Stated problem: Quote every line from the top of the listing down to and including the line that contains "type Tile = [number, number, Side, string];".
───── Given data
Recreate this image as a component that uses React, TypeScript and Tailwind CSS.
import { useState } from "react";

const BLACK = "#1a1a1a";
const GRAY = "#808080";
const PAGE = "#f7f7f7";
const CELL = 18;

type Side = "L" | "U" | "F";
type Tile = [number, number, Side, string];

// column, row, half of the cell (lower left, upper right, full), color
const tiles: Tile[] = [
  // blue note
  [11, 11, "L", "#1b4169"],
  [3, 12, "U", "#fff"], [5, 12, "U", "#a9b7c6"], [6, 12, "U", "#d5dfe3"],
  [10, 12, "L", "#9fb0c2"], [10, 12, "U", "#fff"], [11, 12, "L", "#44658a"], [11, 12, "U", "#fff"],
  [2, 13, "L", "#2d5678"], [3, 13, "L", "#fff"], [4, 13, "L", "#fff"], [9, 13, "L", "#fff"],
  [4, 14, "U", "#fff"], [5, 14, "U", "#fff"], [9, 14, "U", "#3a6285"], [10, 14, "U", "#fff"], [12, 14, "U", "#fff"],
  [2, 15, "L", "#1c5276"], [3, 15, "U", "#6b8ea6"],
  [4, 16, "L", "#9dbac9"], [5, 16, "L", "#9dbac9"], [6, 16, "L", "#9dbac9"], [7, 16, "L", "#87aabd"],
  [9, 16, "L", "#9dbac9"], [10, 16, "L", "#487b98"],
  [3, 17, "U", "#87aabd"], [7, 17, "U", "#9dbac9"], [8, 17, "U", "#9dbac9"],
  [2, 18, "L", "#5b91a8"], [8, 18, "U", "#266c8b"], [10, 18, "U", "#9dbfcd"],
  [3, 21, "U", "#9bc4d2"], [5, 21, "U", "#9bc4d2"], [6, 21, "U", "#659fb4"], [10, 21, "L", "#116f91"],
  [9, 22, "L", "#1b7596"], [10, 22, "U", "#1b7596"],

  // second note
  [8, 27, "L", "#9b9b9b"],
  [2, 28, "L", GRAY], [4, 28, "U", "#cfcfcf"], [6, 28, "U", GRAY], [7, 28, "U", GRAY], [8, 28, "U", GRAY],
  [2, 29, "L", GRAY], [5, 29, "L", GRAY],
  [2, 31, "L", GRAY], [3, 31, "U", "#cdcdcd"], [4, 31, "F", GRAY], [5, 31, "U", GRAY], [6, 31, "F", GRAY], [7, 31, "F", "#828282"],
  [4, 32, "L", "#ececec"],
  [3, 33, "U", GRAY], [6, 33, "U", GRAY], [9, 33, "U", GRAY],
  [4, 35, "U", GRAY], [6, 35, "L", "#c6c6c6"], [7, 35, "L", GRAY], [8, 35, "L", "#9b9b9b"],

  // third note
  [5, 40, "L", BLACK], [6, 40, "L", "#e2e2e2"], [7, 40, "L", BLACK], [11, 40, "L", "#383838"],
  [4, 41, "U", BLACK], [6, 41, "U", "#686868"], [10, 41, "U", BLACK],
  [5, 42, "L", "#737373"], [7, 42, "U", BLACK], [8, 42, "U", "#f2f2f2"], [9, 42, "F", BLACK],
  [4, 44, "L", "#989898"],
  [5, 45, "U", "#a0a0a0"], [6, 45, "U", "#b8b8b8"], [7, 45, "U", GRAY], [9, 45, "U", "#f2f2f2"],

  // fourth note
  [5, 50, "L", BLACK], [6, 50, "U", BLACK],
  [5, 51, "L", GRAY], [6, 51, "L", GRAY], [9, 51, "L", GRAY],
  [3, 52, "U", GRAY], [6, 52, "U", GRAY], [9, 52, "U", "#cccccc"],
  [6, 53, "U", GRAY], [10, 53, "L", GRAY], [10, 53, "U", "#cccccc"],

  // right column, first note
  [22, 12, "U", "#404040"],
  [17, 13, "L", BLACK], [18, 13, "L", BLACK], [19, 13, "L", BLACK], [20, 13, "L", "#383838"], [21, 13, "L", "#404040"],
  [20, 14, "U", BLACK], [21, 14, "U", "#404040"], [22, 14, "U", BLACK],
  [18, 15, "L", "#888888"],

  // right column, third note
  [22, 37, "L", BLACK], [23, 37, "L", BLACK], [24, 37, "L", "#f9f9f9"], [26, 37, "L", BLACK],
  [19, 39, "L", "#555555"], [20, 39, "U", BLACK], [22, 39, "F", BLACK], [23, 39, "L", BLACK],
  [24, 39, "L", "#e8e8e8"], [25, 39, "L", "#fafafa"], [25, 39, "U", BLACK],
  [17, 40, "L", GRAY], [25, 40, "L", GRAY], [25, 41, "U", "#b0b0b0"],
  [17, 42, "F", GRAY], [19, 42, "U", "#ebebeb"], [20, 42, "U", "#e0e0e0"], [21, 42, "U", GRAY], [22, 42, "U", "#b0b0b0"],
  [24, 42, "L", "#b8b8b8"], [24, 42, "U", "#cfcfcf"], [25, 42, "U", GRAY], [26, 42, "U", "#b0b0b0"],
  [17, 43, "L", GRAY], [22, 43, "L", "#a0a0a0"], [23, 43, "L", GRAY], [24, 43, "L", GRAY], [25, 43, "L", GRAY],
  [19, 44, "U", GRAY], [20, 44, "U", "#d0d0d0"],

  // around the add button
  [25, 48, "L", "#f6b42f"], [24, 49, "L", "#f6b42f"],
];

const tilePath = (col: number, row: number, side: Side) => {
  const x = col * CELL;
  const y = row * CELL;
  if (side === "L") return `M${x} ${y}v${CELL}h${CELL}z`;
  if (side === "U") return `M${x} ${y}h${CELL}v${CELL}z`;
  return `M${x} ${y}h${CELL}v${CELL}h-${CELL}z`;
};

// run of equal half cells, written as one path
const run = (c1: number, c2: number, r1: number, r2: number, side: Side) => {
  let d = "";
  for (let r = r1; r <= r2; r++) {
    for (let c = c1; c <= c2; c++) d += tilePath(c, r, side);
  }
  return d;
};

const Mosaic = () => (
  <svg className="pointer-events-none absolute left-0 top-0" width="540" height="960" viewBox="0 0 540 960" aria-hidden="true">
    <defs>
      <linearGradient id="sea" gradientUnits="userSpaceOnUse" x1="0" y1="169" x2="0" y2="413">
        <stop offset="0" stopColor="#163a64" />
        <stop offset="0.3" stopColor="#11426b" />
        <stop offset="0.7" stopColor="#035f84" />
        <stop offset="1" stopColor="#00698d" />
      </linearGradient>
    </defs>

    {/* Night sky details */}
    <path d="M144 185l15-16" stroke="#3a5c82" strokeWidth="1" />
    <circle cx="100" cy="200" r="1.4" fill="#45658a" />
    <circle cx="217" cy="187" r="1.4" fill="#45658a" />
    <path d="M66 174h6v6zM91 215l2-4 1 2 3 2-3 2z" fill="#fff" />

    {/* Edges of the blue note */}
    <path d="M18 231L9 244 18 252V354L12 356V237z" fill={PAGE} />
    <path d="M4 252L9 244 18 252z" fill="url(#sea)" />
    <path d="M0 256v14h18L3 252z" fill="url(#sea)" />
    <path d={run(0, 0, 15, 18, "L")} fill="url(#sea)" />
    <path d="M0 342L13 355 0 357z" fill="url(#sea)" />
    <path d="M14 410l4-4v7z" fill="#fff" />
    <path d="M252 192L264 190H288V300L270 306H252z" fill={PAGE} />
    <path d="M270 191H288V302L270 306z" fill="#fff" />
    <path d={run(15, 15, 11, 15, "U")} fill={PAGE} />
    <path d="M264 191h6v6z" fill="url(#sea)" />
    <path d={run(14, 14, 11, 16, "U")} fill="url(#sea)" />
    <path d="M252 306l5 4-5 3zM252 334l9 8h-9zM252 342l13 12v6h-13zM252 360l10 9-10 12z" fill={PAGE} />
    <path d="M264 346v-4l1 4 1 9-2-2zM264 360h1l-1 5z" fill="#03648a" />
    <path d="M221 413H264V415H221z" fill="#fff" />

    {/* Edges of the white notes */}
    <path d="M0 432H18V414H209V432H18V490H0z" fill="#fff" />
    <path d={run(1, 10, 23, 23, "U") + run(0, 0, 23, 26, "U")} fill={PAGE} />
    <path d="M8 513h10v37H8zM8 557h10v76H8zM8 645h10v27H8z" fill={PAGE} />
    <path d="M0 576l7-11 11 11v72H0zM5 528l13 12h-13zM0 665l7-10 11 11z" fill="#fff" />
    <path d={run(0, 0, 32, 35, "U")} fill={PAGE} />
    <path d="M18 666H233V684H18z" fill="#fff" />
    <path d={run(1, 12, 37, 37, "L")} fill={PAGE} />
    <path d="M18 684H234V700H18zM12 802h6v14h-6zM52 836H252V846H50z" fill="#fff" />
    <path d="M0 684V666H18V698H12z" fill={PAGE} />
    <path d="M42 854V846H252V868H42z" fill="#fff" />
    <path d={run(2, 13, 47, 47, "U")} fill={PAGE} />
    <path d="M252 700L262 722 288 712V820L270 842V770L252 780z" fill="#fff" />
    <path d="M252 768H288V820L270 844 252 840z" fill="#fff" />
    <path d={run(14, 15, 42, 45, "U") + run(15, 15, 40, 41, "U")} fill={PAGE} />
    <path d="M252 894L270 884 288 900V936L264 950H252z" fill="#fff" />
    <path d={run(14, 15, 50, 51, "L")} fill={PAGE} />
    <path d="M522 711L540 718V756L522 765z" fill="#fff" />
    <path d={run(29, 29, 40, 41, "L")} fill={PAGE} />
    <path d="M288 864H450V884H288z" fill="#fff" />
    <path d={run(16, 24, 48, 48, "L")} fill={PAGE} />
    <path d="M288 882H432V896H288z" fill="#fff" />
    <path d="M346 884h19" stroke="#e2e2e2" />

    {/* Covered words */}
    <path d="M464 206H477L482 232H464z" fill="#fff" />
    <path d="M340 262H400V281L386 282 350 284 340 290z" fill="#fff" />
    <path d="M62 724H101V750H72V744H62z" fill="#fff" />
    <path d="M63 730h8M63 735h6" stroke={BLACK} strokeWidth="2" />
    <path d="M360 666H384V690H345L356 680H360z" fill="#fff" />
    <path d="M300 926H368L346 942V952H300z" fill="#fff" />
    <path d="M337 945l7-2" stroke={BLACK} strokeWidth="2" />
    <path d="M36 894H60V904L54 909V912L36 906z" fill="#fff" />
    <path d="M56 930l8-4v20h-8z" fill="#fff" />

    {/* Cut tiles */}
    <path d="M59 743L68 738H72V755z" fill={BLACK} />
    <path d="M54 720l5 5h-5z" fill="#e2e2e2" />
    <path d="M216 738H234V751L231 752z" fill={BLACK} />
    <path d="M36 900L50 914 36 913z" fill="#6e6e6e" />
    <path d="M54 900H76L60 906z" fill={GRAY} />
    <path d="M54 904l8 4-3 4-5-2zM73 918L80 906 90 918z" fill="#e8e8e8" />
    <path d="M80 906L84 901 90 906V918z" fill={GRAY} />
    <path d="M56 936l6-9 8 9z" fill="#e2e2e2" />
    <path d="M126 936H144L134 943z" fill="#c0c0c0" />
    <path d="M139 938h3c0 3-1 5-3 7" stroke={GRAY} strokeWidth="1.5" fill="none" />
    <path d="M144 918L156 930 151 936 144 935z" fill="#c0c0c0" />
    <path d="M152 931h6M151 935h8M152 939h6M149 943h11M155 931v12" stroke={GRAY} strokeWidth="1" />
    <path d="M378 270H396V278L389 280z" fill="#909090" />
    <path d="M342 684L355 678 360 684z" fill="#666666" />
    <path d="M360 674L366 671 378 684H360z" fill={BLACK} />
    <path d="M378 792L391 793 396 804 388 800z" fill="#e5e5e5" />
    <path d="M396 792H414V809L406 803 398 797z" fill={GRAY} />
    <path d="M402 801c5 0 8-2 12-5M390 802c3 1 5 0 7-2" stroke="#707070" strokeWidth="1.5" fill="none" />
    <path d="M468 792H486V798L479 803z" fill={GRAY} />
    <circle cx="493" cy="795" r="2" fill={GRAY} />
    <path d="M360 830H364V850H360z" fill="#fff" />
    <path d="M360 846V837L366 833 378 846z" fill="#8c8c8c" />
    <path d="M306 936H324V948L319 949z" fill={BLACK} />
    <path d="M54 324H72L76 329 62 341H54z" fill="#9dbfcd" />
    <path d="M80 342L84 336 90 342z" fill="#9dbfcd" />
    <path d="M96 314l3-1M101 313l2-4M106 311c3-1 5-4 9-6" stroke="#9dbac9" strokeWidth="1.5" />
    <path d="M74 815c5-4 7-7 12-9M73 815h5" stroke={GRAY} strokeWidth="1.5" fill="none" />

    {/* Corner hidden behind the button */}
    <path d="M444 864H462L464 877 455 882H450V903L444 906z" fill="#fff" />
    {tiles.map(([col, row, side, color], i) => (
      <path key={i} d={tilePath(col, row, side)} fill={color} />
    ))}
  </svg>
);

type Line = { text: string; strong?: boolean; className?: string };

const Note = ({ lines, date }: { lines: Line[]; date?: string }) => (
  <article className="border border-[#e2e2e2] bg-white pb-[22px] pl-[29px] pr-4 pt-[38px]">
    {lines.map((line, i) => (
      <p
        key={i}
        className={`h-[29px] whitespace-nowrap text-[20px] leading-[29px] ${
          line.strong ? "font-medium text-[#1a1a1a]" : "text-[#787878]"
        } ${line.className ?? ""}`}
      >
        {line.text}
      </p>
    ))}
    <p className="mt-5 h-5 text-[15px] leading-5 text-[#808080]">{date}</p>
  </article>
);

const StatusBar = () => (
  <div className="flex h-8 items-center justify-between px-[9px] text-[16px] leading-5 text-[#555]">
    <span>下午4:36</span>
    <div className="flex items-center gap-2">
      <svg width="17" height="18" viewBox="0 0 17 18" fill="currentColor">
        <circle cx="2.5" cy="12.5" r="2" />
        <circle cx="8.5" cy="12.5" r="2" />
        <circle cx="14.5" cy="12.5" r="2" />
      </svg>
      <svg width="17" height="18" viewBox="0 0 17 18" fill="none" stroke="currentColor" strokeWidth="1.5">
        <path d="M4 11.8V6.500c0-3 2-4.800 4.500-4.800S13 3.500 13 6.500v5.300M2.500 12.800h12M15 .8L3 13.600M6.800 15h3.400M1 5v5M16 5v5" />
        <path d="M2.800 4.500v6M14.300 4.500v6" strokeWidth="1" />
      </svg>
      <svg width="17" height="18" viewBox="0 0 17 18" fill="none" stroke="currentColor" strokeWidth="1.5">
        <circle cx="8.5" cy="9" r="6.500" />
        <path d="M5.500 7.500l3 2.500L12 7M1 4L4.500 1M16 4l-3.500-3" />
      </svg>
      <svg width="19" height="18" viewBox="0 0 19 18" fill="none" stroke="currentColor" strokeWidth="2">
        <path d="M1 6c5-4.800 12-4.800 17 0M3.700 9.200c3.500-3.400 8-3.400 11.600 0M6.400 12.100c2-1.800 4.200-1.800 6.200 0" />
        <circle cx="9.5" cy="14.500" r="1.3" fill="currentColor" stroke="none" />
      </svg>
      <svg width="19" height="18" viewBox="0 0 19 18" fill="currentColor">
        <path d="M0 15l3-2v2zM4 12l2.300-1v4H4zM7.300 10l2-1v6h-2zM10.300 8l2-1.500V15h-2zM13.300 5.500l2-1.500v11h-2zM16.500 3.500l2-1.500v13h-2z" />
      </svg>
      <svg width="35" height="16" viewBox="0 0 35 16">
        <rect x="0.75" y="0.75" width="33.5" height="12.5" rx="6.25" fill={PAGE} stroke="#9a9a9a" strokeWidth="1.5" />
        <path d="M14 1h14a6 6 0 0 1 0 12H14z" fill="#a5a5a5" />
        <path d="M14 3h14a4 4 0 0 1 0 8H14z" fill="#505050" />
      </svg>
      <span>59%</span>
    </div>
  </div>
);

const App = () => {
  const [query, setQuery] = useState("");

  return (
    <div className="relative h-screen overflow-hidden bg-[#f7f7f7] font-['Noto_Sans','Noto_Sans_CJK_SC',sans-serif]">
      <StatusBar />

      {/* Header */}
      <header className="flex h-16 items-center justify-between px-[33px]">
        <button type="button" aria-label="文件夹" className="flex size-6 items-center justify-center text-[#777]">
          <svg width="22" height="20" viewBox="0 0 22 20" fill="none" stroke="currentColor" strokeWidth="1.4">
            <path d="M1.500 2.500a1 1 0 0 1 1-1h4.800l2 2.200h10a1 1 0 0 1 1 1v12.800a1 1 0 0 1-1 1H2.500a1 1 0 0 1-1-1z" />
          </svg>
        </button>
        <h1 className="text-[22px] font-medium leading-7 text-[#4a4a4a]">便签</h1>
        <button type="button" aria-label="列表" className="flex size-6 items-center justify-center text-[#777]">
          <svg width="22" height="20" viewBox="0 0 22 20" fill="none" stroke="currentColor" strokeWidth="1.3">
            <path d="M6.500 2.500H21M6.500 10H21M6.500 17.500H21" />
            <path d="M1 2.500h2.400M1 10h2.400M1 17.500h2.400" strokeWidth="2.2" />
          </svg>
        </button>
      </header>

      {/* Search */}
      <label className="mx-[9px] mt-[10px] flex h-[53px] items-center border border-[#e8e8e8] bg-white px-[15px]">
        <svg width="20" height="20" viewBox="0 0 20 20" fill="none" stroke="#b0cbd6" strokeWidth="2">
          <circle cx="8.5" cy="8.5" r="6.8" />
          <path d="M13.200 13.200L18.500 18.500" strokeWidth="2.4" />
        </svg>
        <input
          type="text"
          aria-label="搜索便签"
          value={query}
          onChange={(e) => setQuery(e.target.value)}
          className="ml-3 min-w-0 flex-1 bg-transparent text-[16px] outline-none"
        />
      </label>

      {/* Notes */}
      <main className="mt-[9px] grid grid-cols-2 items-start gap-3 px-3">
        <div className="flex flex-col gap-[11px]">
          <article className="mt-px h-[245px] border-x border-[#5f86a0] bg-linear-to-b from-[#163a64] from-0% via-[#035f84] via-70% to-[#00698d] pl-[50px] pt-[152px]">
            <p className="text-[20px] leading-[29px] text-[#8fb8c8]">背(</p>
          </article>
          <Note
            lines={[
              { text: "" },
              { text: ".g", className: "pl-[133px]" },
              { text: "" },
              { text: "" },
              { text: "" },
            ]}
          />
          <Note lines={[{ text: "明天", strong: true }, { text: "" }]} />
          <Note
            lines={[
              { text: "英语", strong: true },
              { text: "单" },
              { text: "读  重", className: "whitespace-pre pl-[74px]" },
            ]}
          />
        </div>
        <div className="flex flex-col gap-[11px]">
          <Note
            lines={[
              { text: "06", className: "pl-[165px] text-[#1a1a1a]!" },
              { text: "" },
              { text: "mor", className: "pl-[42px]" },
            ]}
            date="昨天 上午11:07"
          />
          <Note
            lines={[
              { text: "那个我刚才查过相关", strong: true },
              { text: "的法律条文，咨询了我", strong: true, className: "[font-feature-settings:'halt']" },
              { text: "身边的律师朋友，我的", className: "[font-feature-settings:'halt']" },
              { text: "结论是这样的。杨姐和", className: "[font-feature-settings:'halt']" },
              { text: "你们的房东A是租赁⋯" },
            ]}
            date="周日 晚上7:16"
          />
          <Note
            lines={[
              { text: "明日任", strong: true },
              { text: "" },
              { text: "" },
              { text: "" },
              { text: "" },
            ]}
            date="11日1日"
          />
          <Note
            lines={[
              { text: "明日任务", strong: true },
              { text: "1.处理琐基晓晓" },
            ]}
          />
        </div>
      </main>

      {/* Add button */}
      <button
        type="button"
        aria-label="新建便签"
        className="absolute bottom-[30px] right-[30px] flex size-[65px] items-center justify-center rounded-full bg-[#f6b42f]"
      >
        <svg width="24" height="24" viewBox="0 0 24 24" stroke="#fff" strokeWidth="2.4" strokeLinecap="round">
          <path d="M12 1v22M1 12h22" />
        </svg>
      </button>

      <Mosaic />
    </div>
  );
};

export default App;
──────────
Answer to the exercise:
Recreate this image as a component that uses React, TypeScript and Tailwind CSS.
import { useState } from "react";

const BLACK = "#1a1a1a";
const GRAY = "#808080";
const PAGE = "#f7f7f7";
const CELL = 18;

type Side = "L" | "U" | "F";
type Tile = [number, number, Side, string];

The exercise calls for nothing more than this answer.